If this was simply a reprint edition, the omission of new text would be understandable. But when you're celebrating ten years of Harry Potter in print, how, exactly, does a new cover, a previously published (to the best of my knowledge) illustration for the colored endpapers, and a black-and-white illustration by Rowling "celebrate" the book's publication?
As there is no historical retrospective here, I'd have to say that Scholastic missed the boat: This edition could have been so much more, but it suffers (ironically) from a failure of imagination.
I have rated it five stars because the first novel is a literary classic in the children's field. The publisher, however, needs to think about how to ADD VALUE to the existing edition when touting its "anniversary" status, esp. if they intend on reissuing matching volumes in the future. Otherwise, it comes off as being just another edition to get the fans' hard-earned money, instead of offering something new, different, and significantly improved.
on November 20, 1999
Harry Potter and the Sorceror's Stone is one of those rare children's books that seems to be utterly wasted on children.

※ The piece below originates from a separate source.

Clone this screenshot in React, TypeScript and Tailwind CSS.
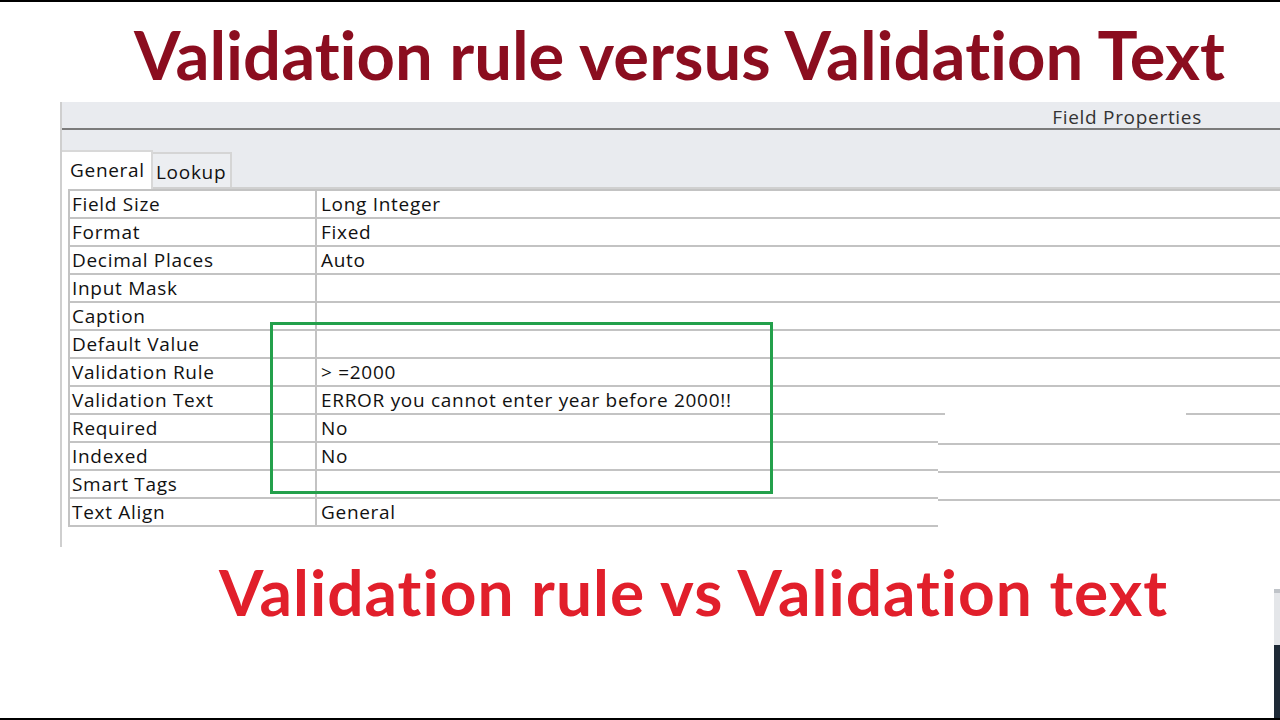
import React from 'react'

type Row = { label: string; value: string; wide: boolean; filler: 'line' | 'split' | 'none' }

const rows: Row[] = [
  { label: 'Field Size', value: 'Long Integer', wide: true, filler: 'line' },
  { label: 'Format', value: 'Fixed', wide: true, filler: 'line' },
  { label: 'Decimal Places', value: 'Auto', wide: true, filler: 'line' },
  { label: 'Input Mask', value: '', wide: true, filler: 'line' },
  { label: 'Caption', value: '', wide: true, filler: 'line' },
  { label: 'Default Value', value: '', wide: true, filler: 'line' },
  { label: 'Validation Rule', value: '> =2000', wide: true, filler: 'line' },
  { label: 'Validation Text', value: 'ERROR you cannot enter year before 2000!!', wide: false, filler: 'split' },
  { label: 'Required', value: 'No', wide: false, filler: 'line' },
  { label: 'Indexed', value: 'No', wide: false, filler: 'line' },
  { label: 'Smart Tags', value: '', wide: false, filler: 'line' },
  { label: 'Text Align', value: 'General', wide: false, filler: 'none' },
]

function PropRow({ row }: { row: Row }) {
  return (
    <div className="flex h-[28px]">
      <div className="w-[247px] shrink-0 border-r-2 border-b-2 border-[#c3c3c3] pl-[2px] flex items-center">
        {row.label}
      </div>
      <div className="w-[621px] shrink-0 border-b-2 border-[#c3c3c3] pl-[4px] flex items-center">
        {row.value}
      </div>
      {row.filler === 'line' && (
        <div className={`flex-1 border-b-2 ${row.wide ? 'border-[#c3c3c3]' : 'border-[#c3c3c3] translate-y-[2px]'}`} />
      )}
      {row.filler === 'split' && (
        <div className="flex-1 flex">
          <div className="w-[7px] border-b-2 border-[#c3c3c3]" />
          <div className="w-[241px]" />
          <div className="flex-1 border-b-2 border-[#c3c3c3]" />
        </div>
      )}
      {row.filler === 'none' && <div className="flex-1" />}
    </div>
  )
}

export default function App() {
  return (
    <div className="w-[1280px] h-[720px] bg-white relative overflow-hidden border-t-2 border-b-2 border-black">
      {/* top title */}
      <h1
        className="pl-[134px] pt-[12px] h-[98px] text-[67px] leading-[80px] font-bold text-[#8b0d1f] whitespace-nowrap [font-variant-ligatures:none]"
        style={{ fontFamily: 'Lato, "Liberation Sans", sans-serif' }}
      >
        Validation rule versus Validation Text
      </h1>

      {/* access field properties panel */}
      <div
        className="ml-[60px] mt-[2px] h-[445px] border-l-2 border-[#cfcfcf] text-[19px] tracking-[0.7px] text-[#111]"
        style={{ fontFamily: '"Open Sans", "Noto Sans", sans-serif' }}
      >
        <div className="h-[28px] bg-[#e9ebef] border-b-2 border-[#7b7b7b] flex items-end justify-end pr-[78px] leading-[22px] text-[#333]">
          Field Properties
        </div>
        <div className="h-[59px] bg-[#e9ebef] flex items-end border-b-2 border-[#d0d0d0]">
          <div className="w-[91px] h-[39px] bg-white border-t-2 border-r-2 border-[#d8d8d8] pl-[8px] flex items-center -mb-[2px]">
            General
          </div>
          <div className="w-[79px] h-[35px] bg-[#eceef1] border-t-2 border-r-2 border-[#d5d5d5] pl-[3px] pt-[3px] flex items-center">
            Lookup
          </div>
        </div>
        <div className="pl-[6px] bg-white">
          <div className="border-t-2 border-l-2 border-[#c3c3c3]">
            {rows.map((r) => (
              <PropRow key={r.label} row={r} />
            ))}
          </div>
        </div>
      </div>

      {/* highlight box */}
      <div className="absolute left-[270px] top-[320px] w-[503px] h-[172px] border-[3px] border-[#23a04b]" />

      {/* bottom title */}
      <h2
        className="pl-[219px] pt-[8px] text-[64px] leading-[74px] tracking-[1px] font-bold text-[#e11f2b] whitespace-nowrap [font-variant-ligatures:none]"
        style={{ fontFamily: 'Lato, "Liberation Sans", sans-serif' }}
      >
        Validation rule vs Validation text
      </h2>

      {/* sliver of another window at the right edge */}
      <div className="absolute right-0 top-[587px] w-[6px] h-[131px] flex flex-col">
        <div className="h-[4px] bg-[#bfc3c8]" />
        <div className="h-[52px] bg-[#e4e6e9]" />
        <div className="flex-1 bg-[#1f2a37]" />
      </div>
    </div>
  )
}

The plot is engaging, the characters are likeable, and it's a good quick read for those older than the specified ages. I'm 18, and I finished it in a few hours, then handed it to my mother, who is 39. After she finished it, she agreed that we needed to get the rest of the series. In a family that regularly reads Shakespeare, that's high praise! It's a refreshing and enjoyable way to get your mind off the overly serious Muggle world and bring back a bit of wonder and magic. If you're a parent considering getting this book for your child, please do... But get a copy for yourself as well, and enjoy revisiting your own childhood.